Court’s Conclusion on the Adjustments
Ultimately, the court concluded that the adjustments made by the Commissioner of Internal Revenue were not fully justified based on the evidence presented. The court ruled in favor of the plaintiff regarding several deductions, affirming that these expenses were legitimate business costs that should be allowed. Conversely, the court disallowed claims for deductions where the plaintiff failed to provide sufficient proof, thereby supporting the Commissioner’s original determinations in those instances. The court's findings emphasized the need for the government’s adjustments to be grounded in clear and convincing evidence, a principle that underpins federal tax law. By reinstating certain deductions and rejecting others, the court aimed to balance the interests of both the taxpayer and the government while upholding the integrity of the tax assessment process. The court directed that judgment be entered in accordance with its findings, allowing the plaintiff to recover some of the taxes paid while maintaining the appropriate legal standards for tax deductions.
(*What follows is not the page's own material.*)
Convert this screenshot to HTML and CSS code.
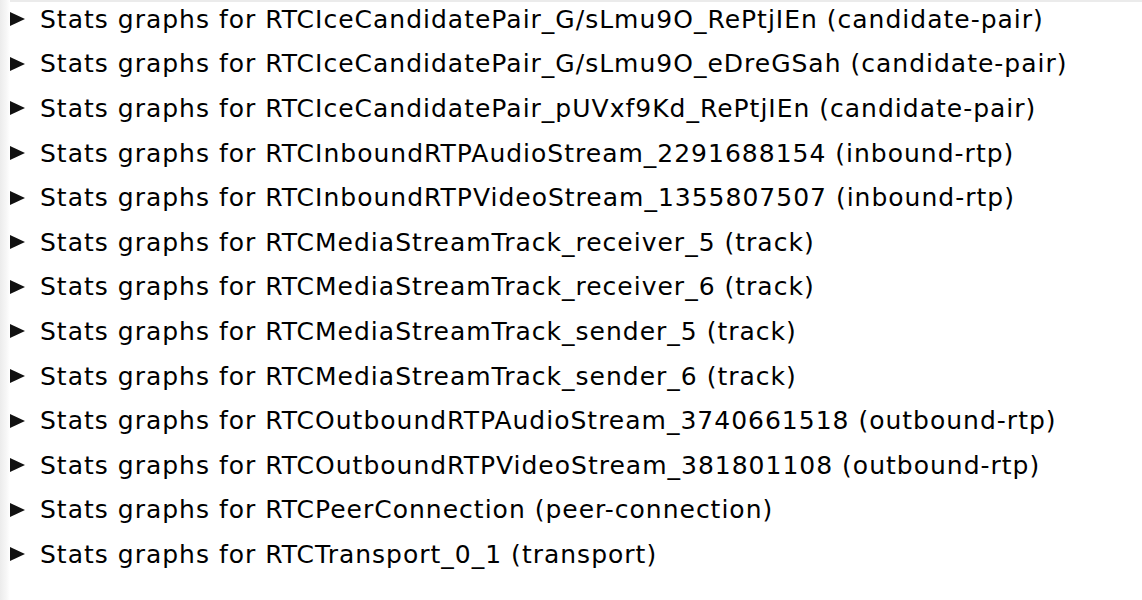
FILE: index.html
```html
<!DOCTYPE html>
<html lang="en">
<head>
    <meta charset="UTF-8">
    <title>Stats graphs</title>
    <link rel="stylesheet" href="styles.css">
</head>
<body>
    <div class="page">
        <div class="top-edge"></div>
        <div class="stats-list">
            <details><summary>Stats graphs for RTCIceCandidatePair_G/sLmu9O_RePtjIEn (candidate-pair)</summary></details>
            <details><summary>Stats graphs for RTCIceCandidatePair_G/sLmu9O_eDreGSah (candidate-pair)</summary></details>
            <details><summary>Stats graphs for RTCIceCandidatePair_pUVxf9Kd_RePtjIEn (candidate-pair)</summary></details>
            <details><summary>Stats graphs for RTCInboundRTPAudioStream_2291688154 (inbound-rtp)</summary></details>
            <details><summary>Stats graphs for RTCInboundRTPVideoStream_1355807507 (inbound-rtp)</summary></details>
            <details><summary>Stats graphs for RTCMediaStreamTrack_receiver_5 (track)</summary></details>
            <details><summary>Stats graphs for RTCMediaStreamTrack_receiver_6 (track)</summary></details>
            <details><summary>Stats graphs for RTCMediaStreamTrack_sender_5 (track)</summary></details>
            <details><summary>Stats graphs for RTCMediaStreamTrack_sender_6 (track)</summary></details>
            <details><summary>Stats graphs for RTCOutboundRTPAudioStream_3740661518 (outbound-rtp)</summary></details>
            <details><summary>Stats graphs for RTCOutboundRTPVideoStream_381801108 (outbound-rtp)</summary></details>
            <details><summary>Stats graphs for RTCPeerConnection (peer-connection)</summary></details>
            <details><summary>Stats graphs for RTCTransport_0_1 (transport)</summary></details>
        </div>
    </div>
</body>
</html>
```

FILE: styles.css
```css
body {
    margin: 0;
    background: #fff;
    font-family: 'DejaVu Sans', 'Lucida Grande', sans-serif;
    color: #000;
    overflow: hidden;
}

.page {
    height: 600px;
    padding-left: 10px;
    background: linear-gradient(to right, #ececec 0, #f6f6f6 6px, #fff 10px);
}

.top-edge {
    height: 2px;
    background: #ebebeb;
}

.stats-list {
    margin-top: -5px; /* list is scrolled a little */
}

summary {
    display: flex;
    align-items: center;
    gap: 15px;
    height: 44.6px;
    font-size: 25px;
    letter-spacing: 1px;
    list-style: none;
    cursor: pointer;
    white-space: nowrap;
}

summary::-webkit-details-marker {
    display: none;
}

summary::before {
    content: "";
    border-left: 15px solid #111;
    border-top: 7.5px solid transparent;
    border-bottom: 7.5px solid transparent;
}
```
Implications of the Ruling
The court's ruling in Oklahoma Transportation Company v. United States highlighted crucial aspects of tax law and the responsibilities of both taxpayers and the IRS. It reaffirmed the taxpayer's burden of proof in substantiating claims for deductions and the necessity for the IRS to apply fair and reasonable methods when making adjustments. The court’s emphasis on the evaluation of operational realities and equitable treatment in income allocation serves as a reminder of the complexities involved in tax assessments among related entities. Furthermore, the court’s direction for a recomputation of accumulated earnings underscores the dynamic nature of tax liabilities, which can shift significantly based on the treatment of deductions. This case illustrates the importance of adherence to established standards and consistent methodologies in tax regulation, ensuring that both parties are held accountable for their respective claims and defenses within the tax system.